• Problem statement: Omit the pictures, please, and give each record below again exactly.

• Provided records:

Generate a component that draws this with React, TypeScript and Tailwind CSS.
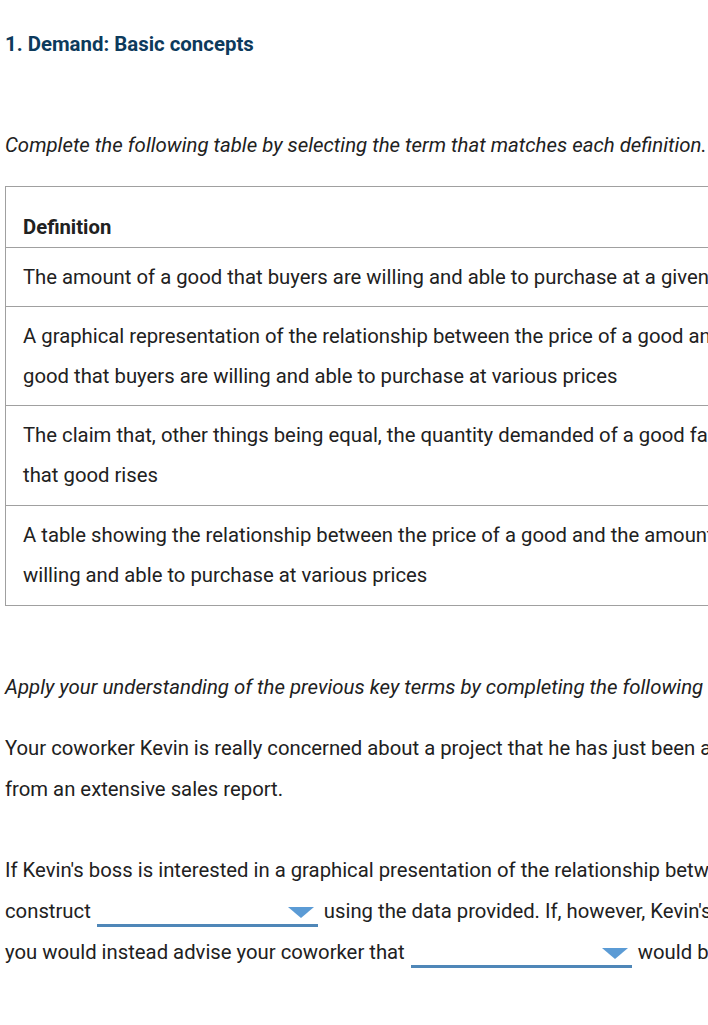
import React from 'react'

function Dropdown() {
  return (
    <span className="inline-flex items-start justify-end w-[221px] h-[20px] border-b-[3px] border-[#4f87b8] align-baseline mx-[6px] pr-[4px]">
      <svg width="26" height="11" viewBox="0 0 26 11">
        <polygon points="0,0 26,0 13,11" fill="#5b9bd5" />
      </svg>
    </span>
  )
}

const rows: string[][] = [
  ['The amount of a good that buyers are willing and able to purchase at a given price'],
  [
    'A graphical representation of the relationship between the price of a good and the quantity of that',
    'good that buyers are willing and able to purchase at various prices',
  ],
  [
    'The claim that, other things being equal, the quantity demanded of a good falls when the price of',
    'that good rises',
  ],
  [
    'A table showing the relationship between the price of a good and the amount of that good that buyers are',
    'willing and able to purchase at various prices',
  ],
]

export default function App() {
  return (
    <div
      className="w-full min-h-[1025px] overflow-hidden bg-white text-[#212121]"
      style={{ fontFamily: 'Roboto, "Liberation Sans", sans-serif' }}
    >
      <div className="w-[1100px] pl-[5px]">
        <h1 className="pt-[31px] text-[20.4px] leading-[26px] font-bold text-[#0d3a5c]">
          1. Demand: Basic concepts
        </h1>

        <p className="mt-[75px] text-[20.4px] leading-[26px] italic whitespace-nowrap">
          Complete the following table by selecting the term that matches each definition.
        </p>

        {/* Table */}
        <div className="mt-[28px] w-[1080px] border border-[#a0a0a0]">
          <div className="pt-[20px] pl-[17px] text-[20.3px] leading-[40px] font-bold">Definition</div>
          {rows.map((lines, i) => (
            <div
              key={i}
              className={`border-t border-[#a0a0a0] pl-[17px] pt-[9px] text-[20.3px] leading-[40px] whitespace-nowrap ${i < 2 ? 'pb-[9px]' : 'pb-[10px]'}`}
            >
              {lines.map((l, j) => (
                <div key={j}>{l}</div>
              ))}
            </div>
          ))}
        </div>

        <p className="mt-[68px] text-[20.4px] leading-[26px] italic whitespace-nowrap">
          Apply your understanding of the previous key terms by completing the following scenario.
        </p>

        <div className="mt-[28px] text-[20.3px] leading-[41px] whitespace-nowrap">
          <div>Your coworker Kevin is really concerned about a project that he has just been assigned. His boss wants him to analyze data</div>
          <div>from an extensive sales report.</div>
        </div>

        <div className="mt-[40px] text-[20.3px] leading-[41px] whitespace-nowrap">
          <div className="h-[41px]">If Kevin's boss is interested in a graphical presentation of the relationship between price and quantity demanded, Kevin should</div>
          <div className="h-[41px]">
            construct
            <Dropdown />
            using the data provided. If, however, Kevin's boss wants a tabular presentation of the data,
          </div>
          <div className="h-[41px]">
            you would instead advise your coworker that
            <Dropdown />
            would be more appropriate.
          </div>
        </div>
      </div>
    </div>
  )
}
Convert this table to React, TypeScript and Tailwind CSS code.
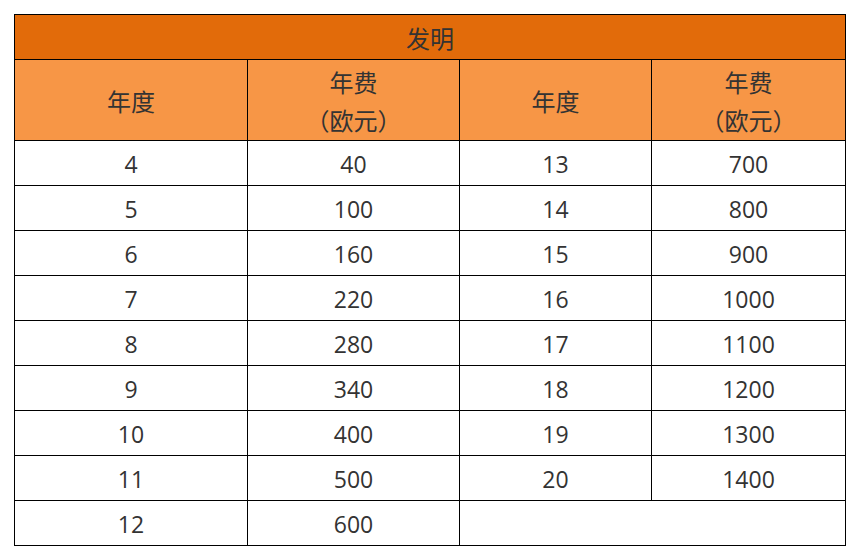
import React from "react";

const left = [
  ["4", "40"],
  ["5", "100"],
  ["6", "160"],
  ["7", "220"],
  ["8", "280"],
  ["9", "340"],
  ["10", "400"],
  ["11", "500"],
  ["12", "600"],
];
const right = [
  ["13", "700"],
  ["14", "800"],
  ["15", "900"],
  ["16", "1000"],
  ["17", "1100"],
  ["18", "1200"],
  ["19", "1300"],
  ["20", "1400"],
];

export default function App() {
  const td = "border border-black text-center align-middle px-0 pb-0 pt-[2px]";
  const th = "border border-black text-center align-middle px-0 pb-0 pt-[4px] text-[24px]";
  return (
    <div
      className="w-[866px] h-[558px] bg-white pt-[14px] pl-[14px] text-[#333333] text-[23px]"
      style={{ fontFamily: '"Open Sans", "Noto Sans CJK SC", sans-serif' }}
    >
      <table className="table-fixed border-collapse w-[831px]">
        <colgroup>
          <col className="w-[233px]" />
          <col className="w-[212px]" />
          <col className="w-[192px]" />
          <col className="w-[194px]" />
        </colgroup>
        <tbody>
          <tr className="h-[45px]">
            <td colSpan={4} className="border border-black text-center align-middle px-0 pb-0 pt-[3px] text-[24px] leading-[30px] bg-[#E26B0A]">
              发明
            </td>
          </tr>
          <tr className="h-[81px] bg-[#F79646]">
            <td className={`${th} leading-[30px]`}>年度</td>
            <td className={`${th} leading-[38px]`}>
              年费
              <br />
              （欧元）
            </td>
            <td className={`${th} leading-[30px]`}>年度</td>
            <td className={`${th} leading-[38px]`}>
              年费
              <br />
              （欧元）
            </td>
          </tr>
          {left.map((l, i) => (
            <tr key={i} className="h-[45px]">
              <td className={td}>{l[0]}</td>
              <td className={td}>{l[1]}</td>
              {right[i] ? (
                <>
                  <td className={td}>{right[i][0]}</td>
                  <td className={td}>{right[i][1]}</td>
                </>
              ) : (
                <td colSpan={2} className={td}></td>
              )}
            </tr>
          ))}
        </tbody>
      </table>
    </div>
  );
}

• Full solution:
Generate a component that draws this with React, TypeScript and Tailwind CSS.
import React from 'react'

function Dropdown() {
  return (
    <span className="inline-flex items-start justify-end w-[221px] h-[20px] border-b-[3px] border-[#4f87b8] align-baseline mx-[6px] pr-[4px]">
      <svg width="26" height="11" viewBox="0 0 26 11">
        <polygon points="0,0 26,0 13,11" fill="#5b9bd5" />
      </svg>
    </span>
  )
}

const rows: string[][] = [
  ['The amount of a good that buyers are willing and able to purchase at a given price'],
  [
    'A graphical representation of the relationship between the price of a good and the quantity of that',
    'good that buyers are willing and able to purchase at various prices',
  ],
  [
    'The claim that, other things being equal, the quantity demanded of a good falls when the price of',
    'that good rises',
  ],
  [
    'A table showing the relationship between the price of a good and the amount of that good that buyers are',
    'willing and able to purchase at various prices',
  ],
]

export default function App() {
  return (
    <div
      className="w-full min-h-[1025px] overflow-hidden bg-white text-[#212121]"
      style={{ fontFamily: 'Roboto, "Liberation Sans", sans-serif' }}
    >
      <div className="w-[1100px] pl-[5px]">
        <h1 className="pt-[31px] text-[20.4px] leading-[26px] font-bold text-[#0d3a5c]">
          1. Demand: Basic concepts
        </h1>

        <p className="mt-[75px] text-[20.4px] leading-[26px] italic whitespace-nowrap">
          Complete the following table by selecting the term that matches each definition.
        </p>

        {/* Table */}
        <div className="mt-[28px] w-[1080px] border border-[#a0a0a0]">
          <div className="pt-[20px] pl-[17px] text-[20.3px] leading-[40px] font-bold">Definition</div>
          {rows.map((lines, i) => (
            <div
              key={i}
              className={`border-t border-[#a0a0a0] pl-[17px] pt-[9px] text-[20.3px] leading-[40px] whitespace-nowrap ${i < 2 ? 'pb-[9px]' : 'pb-[10px]'}`}
            >
              {lines.map((l, j) => (
                <div key={j}>{l}</div>
              ))}
            </div>
          ))}
        </div>

        <p className="mt-[68px] text-[20.4px] leading-[26px] italic whitespace-nowrap">
          Apply your understanding of the previous key terms by completing the following scenario.
        </p>

        <div className="mt-[28px] text-[20.3px] leading-[41px] whitespace-nowrap">
          <div>Your coworker Kevin is really concerned about a project that he has just been assigned. His boss wants him to analyze data</div>
          <div>from an extensive sales report.</div>
        </div>

        <div className="mt-[40px] text-[20.3px] leading-[41px] whitespace-nowrap">
          <div className="h-[41px]">If Kevin's boss is interested in a graphical presentation of the relationship between price and quantity demanded, Kevin should</div>
          <div className="h-[41px]">
            construct
            <Dropdown />
            using the data provided. If, however, Kevin's boss wants a tabular presentation of the data,
          </div>
          <div className="h-[41px]">
            you would instead advise your coworker that
            <Dropdown />
            would be more appropriate.
          </div>
        </div>
      </div>
    </div>
  )
}
Convert this table to React, TypeScript and Tailwind CSS code.
import React from "react";

const left = [
  ["4", "40"],
  ["5", "100"],
  ["6", "160"],
  ["7", "220"],
  ["8", "280"],
  ["9", "340"],
  ["10", "400"],
  ["11", "500"],
  ["12", "600"],
];
const right = [
  ["13", "700"],
  ["14", "800"],
  ["15", "900"],
  ["16", "1000"],
  ["17", "1100"],
  ["18", "1200"],
  ["19", "1300"],
  ["20", "1400"],
];

export default function App() {
  const td = "border border-black text-center align-middle px-0 pb-0 pt-[2px]";
  const th = "border border-black text-center align-middle px-0 pb-0 pt-[4px] text-[24px]";
  return (
    <div
      className="w-[866px] h-[558px] bg-white pt-[14px] pl-[14px] text-[#333333] text-[23px]"
      style={{ fontFamily: '"Open Sans", "Noto Sans CJK SC", sans-serif' }}
    >
      <table className="table-fixed border-collapse w-[831px]">
        <colgroup>
          <col className="w-[233px]" />
          <col className="w-[212px]" />
          <col className="w-[192px]" />
          <col className="w-[194px]" />
        </colgroup>
        <tbody>
          <tr className="h-[45px]">
            <td colSpan={4} className="border border-black text-center align-middle px-0 pb-0 pt-[3px] text-[24px] leading-[30px] bg-[#E26B0A]">
              发明
            </td>
          </tr>
          <tr className="h-[81px] bg-[#F79646]">
            <td className={`${th} leading-[30px]`}>年度</td>
            <td className={`${th} leading-[38px]`}>
              年费
              <br />
              （欧元）
            </td>
            <td className={`${th} leading-[30px]`}>年度</td>
            <td className={`${th} leading-[38px]`}>
              年费
              <br />
              （欧元）
            </td>
          </tr>
          {left.map((l, i) => (
            <tr key={i} className="h-[45px]">
              <td className={td}>{l[0]}</td>
              <td className={td}>{l[1]}</td>
              {right[i] ? (
                <>
                  <td className={td}>{right[i][0]}</td>
                  <td className={td}>{right[i][1]}</td>
                </>
              ) : (
                <td colSpan={2} className={td}></td>
              )}
            </tr>
          ))}
        </tbody>
      </table>
    </div>
  );
}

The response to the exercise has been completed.